OBJECTIVE: Tally the lines of the data that include the word "index" and state the total, nothing else.

RECORDS PROVIDED:
-*-*-

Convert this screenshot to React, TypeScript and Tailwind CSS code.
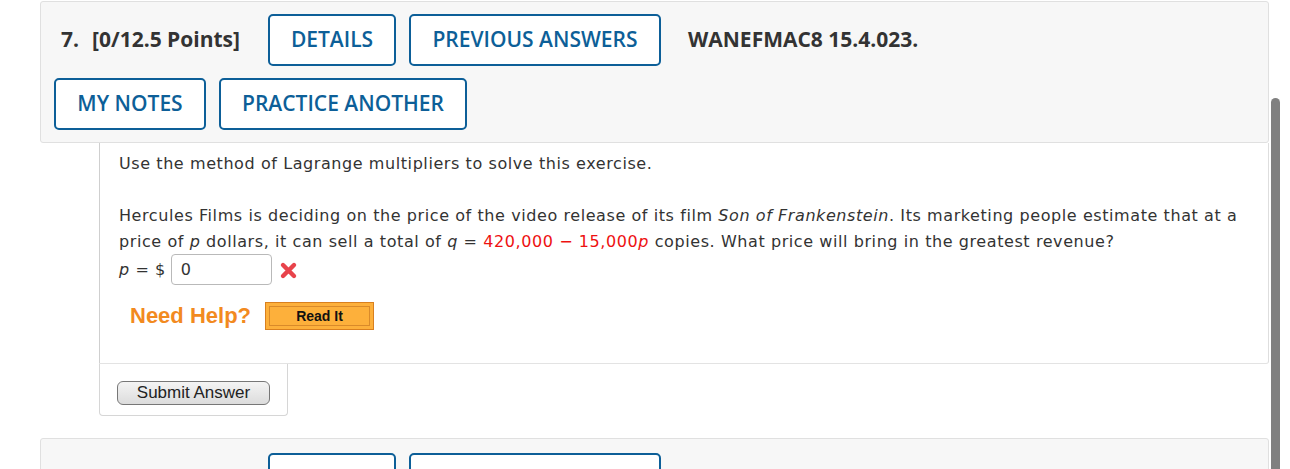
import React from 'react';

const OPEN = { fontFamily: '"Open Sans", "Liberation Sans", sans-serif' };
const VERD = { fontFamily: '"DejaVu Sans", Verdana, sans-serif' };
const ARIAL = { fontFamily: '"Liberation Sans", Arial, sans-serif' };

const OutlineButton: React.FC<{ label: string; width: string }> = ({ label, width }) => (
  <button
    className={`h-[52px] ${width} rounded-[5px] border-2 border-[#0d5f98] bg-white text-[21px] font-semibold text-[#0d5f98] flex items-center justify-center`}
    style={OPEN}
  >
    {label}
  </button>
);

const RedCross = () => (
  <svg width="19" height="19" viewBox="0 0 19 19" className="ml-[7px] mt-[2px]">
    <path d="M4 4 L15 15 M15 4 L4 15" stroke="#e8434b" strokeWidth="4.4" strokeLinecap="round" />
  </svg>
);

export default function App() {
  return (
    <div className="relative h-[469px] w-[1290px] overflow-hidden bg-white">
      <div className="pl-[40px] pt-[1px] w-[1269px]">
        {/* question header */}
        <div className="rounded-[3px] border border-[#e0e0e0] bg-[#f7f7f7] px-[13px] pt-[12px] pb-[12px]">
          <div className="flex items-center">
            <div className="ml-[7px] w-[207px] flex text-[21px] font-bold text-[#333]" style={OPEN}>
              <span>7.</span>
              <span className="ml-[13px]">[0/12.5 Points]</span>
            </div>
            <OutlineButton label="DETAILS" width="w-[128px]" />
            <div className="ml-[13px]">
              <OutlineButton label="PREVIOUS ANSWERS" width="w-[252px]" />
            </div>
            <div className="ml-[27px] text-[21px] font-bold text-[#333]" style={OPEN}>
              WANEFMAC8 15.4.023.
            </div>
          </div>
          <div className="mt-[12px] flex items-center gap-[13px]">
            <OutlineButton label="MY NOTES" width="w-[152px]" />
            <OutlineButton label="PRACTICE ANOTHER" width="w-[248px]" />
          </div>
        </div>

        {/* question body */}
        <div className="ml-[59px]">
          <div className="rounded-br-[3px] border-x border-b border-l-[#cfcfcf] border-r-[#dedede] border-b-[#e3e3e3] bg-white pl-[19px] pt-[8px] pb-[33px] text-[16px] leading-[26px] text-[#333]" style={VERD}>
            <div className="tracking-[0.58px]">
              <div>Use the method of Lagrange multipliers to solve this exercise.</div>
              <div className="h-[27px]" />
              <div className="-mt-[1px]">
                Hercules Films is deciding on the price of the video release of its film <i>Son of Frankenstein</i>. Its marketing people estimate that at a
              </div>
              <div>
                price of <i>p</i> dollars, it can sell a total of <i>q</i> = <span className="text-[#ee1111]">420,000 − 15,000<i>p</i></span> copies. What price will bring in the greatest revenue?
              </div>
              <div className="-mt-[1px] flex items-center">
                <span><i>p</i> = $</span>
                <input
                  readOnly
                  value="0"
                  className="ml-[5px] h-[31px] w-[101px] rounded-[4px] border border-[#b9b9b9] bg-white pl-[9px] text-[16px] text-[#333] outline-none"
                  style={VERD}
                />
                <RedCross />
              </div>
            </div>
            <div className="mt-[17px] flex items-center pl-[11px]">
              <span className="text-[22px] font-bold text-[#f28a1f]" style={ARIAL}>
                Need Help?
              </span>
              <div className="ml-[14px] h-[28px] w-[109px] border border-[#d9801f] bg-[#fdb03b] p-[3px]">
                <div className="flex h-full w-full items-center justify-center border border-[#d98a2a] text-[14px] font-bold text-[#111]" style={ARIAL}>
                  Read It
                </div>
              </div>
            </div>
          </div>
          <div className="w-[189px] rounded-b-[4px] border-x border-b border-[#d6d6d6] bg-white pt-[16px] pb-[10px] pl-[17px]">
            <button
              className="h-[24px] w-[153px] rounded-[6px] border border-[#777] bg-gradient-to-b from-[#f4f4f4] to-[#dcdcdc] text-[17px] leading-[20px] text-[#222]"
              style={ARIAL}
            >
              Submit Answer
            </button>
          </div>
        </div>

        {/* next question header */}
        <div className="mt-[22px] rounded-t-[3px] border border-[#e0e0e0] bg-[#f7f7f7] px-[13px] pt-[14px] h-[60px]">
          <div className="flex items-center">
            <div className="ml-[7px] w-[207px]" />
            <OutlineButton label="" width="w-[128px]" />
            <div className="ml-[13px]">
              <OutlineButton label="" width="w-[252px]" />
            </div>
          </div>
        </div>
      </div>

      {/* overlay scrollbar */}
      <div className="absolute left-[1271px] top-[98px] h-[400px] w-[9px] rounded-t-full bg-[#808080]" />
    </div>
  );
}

-*-*-

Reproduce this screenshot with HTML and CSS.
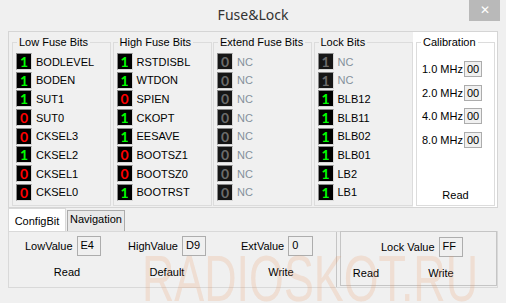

-*-*-

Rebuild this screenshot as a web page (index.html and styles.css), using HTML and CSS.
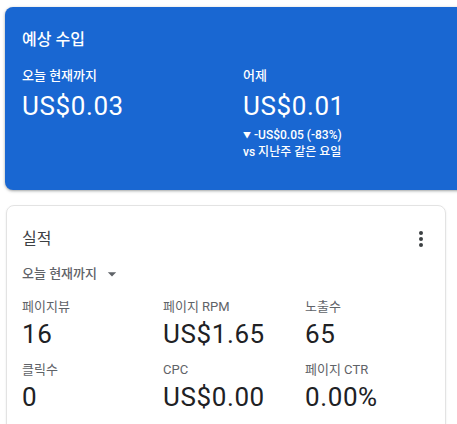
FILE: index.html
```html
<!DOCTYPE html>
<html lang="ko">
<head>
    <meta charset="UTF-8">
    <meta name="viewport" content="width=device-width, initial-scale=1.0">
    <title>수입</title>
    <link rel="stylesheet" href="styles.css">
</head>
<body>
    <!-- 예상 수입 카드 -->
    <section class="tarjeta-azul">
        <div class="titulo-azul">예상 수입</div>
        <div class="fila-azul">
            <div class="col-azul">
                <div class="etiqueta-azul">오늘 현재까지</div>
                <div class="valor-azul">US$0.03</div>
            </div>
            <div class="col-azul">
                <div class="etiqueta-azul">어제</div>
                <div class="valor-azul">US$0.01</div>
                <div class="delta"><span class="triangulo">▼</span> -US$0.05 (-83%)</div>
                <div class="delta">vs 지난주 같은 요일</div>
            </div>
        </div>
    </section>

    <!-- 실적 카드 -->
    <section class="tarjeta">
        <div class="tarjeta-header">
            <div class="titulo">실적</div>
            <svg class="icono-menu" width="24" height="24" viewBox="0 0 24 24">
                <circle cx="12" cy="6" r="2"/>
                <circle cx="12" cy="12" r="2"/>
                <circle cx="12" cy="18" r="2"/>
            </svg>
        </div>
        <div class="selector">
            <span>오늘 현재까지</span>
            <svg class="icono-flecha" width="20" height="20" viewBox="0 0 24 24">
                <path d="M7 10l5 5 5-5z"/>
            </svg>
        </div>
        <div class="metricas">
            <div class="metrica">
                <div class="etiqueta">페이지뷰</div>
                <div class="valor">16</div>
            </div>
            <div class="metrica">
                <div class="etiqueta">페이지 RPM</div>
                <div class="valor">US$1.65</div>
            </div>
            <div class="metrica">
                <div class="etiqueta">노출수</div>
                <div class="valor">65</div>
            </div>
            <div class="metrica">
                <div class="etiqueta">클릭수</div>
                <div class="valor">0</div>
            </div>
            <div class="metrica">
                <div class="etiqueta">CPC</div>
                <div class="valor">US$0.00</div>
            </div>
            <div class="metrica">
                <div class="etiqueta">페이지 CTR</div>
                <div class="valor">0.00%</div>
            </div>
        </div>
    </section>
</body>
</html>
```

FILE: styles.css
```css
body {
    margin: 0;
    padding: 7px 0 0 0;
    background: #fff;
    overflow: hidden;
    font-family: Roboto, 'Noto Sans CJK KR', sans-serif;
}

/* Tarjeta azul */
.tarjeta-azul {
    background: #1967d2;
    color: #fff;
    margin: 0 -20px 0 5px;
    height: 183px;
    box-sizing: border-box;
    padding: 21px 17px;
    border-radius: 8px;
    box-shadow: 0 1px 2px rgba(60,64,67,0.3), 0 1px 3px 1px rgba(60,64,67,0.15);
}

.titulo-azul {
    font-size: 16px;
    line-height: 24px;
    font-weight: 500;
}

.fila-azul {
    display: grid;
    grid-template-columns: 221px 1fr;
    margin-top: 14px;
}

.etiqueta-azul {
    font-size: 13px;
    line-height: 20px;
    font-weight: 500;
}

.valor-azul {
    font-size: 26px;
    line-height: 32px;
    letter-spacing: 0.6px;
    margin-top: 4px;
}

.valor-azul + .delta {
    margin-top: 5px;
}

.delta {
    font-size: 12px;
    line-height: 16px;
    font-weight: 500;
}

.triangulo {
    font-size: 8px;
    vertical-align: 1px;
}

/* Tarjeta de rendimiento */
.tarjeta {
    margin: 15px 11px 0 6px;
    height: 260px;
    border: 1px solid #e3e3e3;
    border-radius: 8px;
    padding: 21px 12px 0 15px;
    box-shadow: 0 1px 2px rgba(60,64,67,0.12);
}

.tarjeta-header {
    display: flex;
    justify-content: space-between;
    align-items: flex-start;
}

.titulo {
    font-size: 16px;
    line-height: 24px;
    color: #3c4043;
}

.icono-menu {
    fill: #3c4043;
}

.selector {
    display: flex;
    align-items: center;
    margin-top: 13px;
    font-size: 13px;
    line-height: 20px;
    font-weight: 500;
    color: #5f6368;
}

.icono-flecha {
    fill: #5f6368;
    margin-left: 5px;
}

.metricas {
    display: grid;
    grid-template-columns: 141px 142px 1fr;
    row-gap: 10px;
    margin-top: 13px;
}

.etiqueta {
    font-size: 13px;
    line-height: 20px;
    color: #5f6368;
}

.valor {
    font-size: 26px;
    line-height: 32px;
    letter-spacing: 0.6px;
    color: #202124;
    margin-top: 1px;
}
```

-*-*-

SOLUTION FOR THIS EXERCISE: 2